When I ask operators why they don’t plan for this sort of transformation, what they say boils down to “We don’t do systemic network planning”.  They plan by layers, with different teams responsible for different layers of technology.  Things that require a harmonization of strategy across those layers are difficult to contend with, and I’m not sure how this problem can be resolved.

One possible solution, the one I’ve always believed had the most potential, was for a vendor to frame an intent-based management model and use it to do “layer harmonization”.  That hasn’t made much progress in the real world, in no small part because management itself forms a layer of network technology, and operators’ management processes are further divided by network and operations/business management.
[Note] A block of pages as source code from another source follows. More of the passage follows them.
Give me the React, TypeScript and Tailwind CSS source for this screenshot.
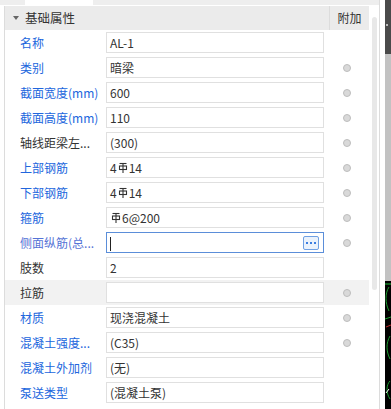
import React from 'react';

// HRB400 rebar grade symbol, drawn as a small icon
const Rebar: React.FC = () => (
  <svg width="10" height="12" viewBox="0 0 10 12" className="inline-block mx-[1px] -mt-[3px] align-middle">
    <g stroke="#333" strokeWidth="1.1" fill="none">
      <line x1="1.5" y1="1.5" x2="8.5" y2="1.5" />
      <rect x="1.5" y="4" width="7" height="3.5" />
      <line x1="5" y1="1.5" x2="5" y2="11" />
    </g>
  </svg>
);

interface Row {
  label: string;
  value: React.ReactNode;
  blue: boolean;
  dot: boolean;
  focus?: boolean;
  shaded?: boolean;
}

const rows: Row[] = [
  { label: '名称', value: 'AL-1', blue: true, dot: false },
  { label: '类别', value: '暗梁', blue: true, dot: true },
  { label: '截面宽度(mm)', value: '600', blue: true, dot: true },
  { label: '截面高度(mm)', value: '110', blue: true, dot: true },
  { label: '轴线距梁左...', value: '(300)', blue: false, dot: true },
  { label: '上部钢筋', value: <>4<Rebar />14</>, blue: true, dot: true },
  { label: '下部钢筋', value: <>4<Rebar />14</>, blue: true, dot: true },
  { label: '箍筋', value: <><Rebar />6@200</>, blue: true, dot: true },
  { label: '侧面纵筋(总...', value: '', blue: true, dot: true, focus: true },
  { label: '肢数', value: '2', blue: false, dot: false },
  { label: '拉筋', value: '', blue: false, dot: true, shaded: true },
  { label: '材质', value: '现浇混凝土', blue: true, dot: true },
  { label: '混凝土强度...', value: '(C35)', blue: true, dot: true },
  { label: '混凝土外加剂', value: '(无)', blue: true, dot: false },
  { label: '泵送类型', value: '(混凝土泵)', blue: true, dot: false },
];

const App: React.FC = () => {
  return (
    <div
      className="w-[391px] h-[409px] overflow-hidden flex bg-white text-[12px] text-[#333]"
      style={{ fontFamily: '"Noto Sans CJK SC", "Noto Sans", sans-serif' }}
    >
      {/* property panel */}
      <div className="w-[380px] flex flex-col border-r border-[#dcdcdc]">
        {/* tab strip */}
        <div className="h-[6px] flex bg-[#eeeeee] border-b border-white">
          <div className="w-[25px]" />
          <div className="w-[68px] bg-white" />
        </div>

        <div className="flex flex-1 min-h-0">
          <div className="w-[365px] ml-[4px] border-l border-[#dcdcdc] flex flex-col">
            {/* group header */}
            <div className="h-[24px] flex bg-[#ebebeb]">
              <div className="flex-1 flex items-center pl-[8px] gap-[6px]">
                <svg width="6" height="4" viewBox="0 0 6 4">
                  <path d="M0 0 H6 L3 4 Z" fill="#666" />
                </svg>
                <span className="text-[12.5px] leading-[16px]">基础属性</span>
              </div>
              <div className="w-[40px] border-l border-[#dcdcdc] flex items-center justify-center leading-[16px]">
                附加
              </div>
            </div>

            {rows.map((r, i) => (
              <div key={i} className={`h-[25px] flex items-center ${r.shaded ? 'bg-[#f2f2f2]' : ''}`}>
                <div
                  className={`w-[101px] pl-[15px] whitespace-nowrap overflow-hidden leading-[16px] ${
                    r.blue ? (r.focus ? 'text-[#5573d6]' : 'text-[#2166dd]') : 'text-[#333]'
                  }`}
                >
                  {r.label}
                </div>
                <div
                  className={`w-[218px] h-[21px] flex items-center pl-[3px] pr-[4px] bg-white border ${
                    r.focus ? 'border-[#5b8ed9]' : 'border-[#e0e0e0]'
                  }`}
                >
                  <span className="flex-1 leading-[16px] whitespace-nowrap">
                    {r.focus ? <span className="inline-block w-px h-[14px] bg-[#222] align-middle" /> : r.value}
                  </span>
                  {r.focus && (
                    <div className="w-[16px] h-[14px] rounded-[2px] border border-[#6fa0e3] bg-[#eaf2fc] flex items-center justify-center gap-[2px]">
                      <span className="w-[2px] h-[2px] bg-[#3b7de0]" />
                      <span className="w-[2px] h-[2px] bg-[#3b7de0]" />
                      <span className="w-[2px] h-[2px] bg-[#3b7de0]" />
                    </div>
                  )}
                </div>
                <div className="flex-1 flex items-center justify-center">
                  {r.dot && <span className="w-[8px] h-[8px] rounded-full bg-[#d9d9d9] border border-[#bdbdbd]" />}
                </div>
              </div>
            ))}
          </div>

          {/* scrollbar */}
          <div className="flex-1 flex justify-center">
            <div className="w-[5px] mt-[11px] h-[273px] rounded-full bg-[#e8e8e8]" />
          </div>
        </div>
      </div>

      {/* drawing area peeking in on the right */}
      <div className="flex-1 flex">
        <div className="w-[5px] bg-white" />
        <div className="flex-1 flex flex-col">
          <div className="h-[54px] bg-[#4a4a4a] flex items-start pt-[24px] pl-[1px]">
            <span className="w-[2px] h-[2px] bg-[#bbbbbb]" />
          </div>
          <div className="h-[227px] bg-[#c2c2c2]" />
          <div className="flex-1 bg-black">
            <svg width="6" height="128" viewBox="0 0 6 128">
              <g fill="none" strokeWidth="1">
                <path d="M0 3 H6" stroke="#1fbf3a" />
                <path d="M4 6 C0 12 0 22 4 30" stroke="#1a9c2e" />
                <path d="M0 38 L6 36" stroke="#1a9c2e" />
                <path d="M1 46 L6 44" stroke="#c0262a" />
                <path d="M5 55 C1 62 1 70 5 78" stroke="#1a9c2e" />
                <path d="M5 100 C1 104 1 112 5 118" stroke="#1a9c2e" />
                <path d="M1 112 L4 108" stroke="#ffffff" />
              </g>
            </svg>
          </div>
        </div>
      </div>
    </div>
  );
};

export default App;
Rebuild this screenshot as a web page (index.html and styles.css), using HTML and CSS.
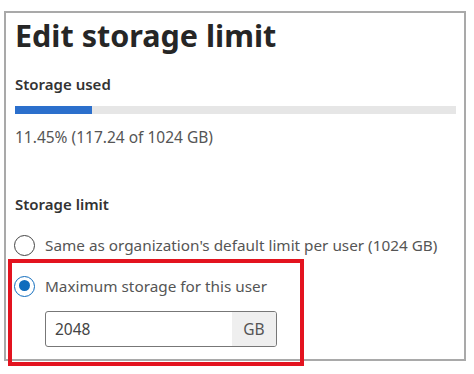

I’d hoped that Ciena, when they did their Blue Planet acquisition, would develop this layer harmonization approach, and I still think they had a great opportunity, but the operators themselves blame themselves more than Ciena or other vendors.  They think that their rigidly separated technology enclaves make it very difficult for any vendor to introduce a broad technology shift, or an idea that depends on such a shift for an optimal result.  They may be right, but if that’s the case then who is likely to drive any real transport-centric revolution?

Maybe the open-model network movement?  Open-model networking assembles pieces that are united in that they’re based on open hardware/software technology, but divided in just about every other way.  Somebody has to organize the new system of components into a network, and it might be the operators themselves or an integrator.  Whoever it is may have to deal with the whole layer integration problem, and that may lead them to finally take full advantage of the transformation that simple capacity could bring to networking.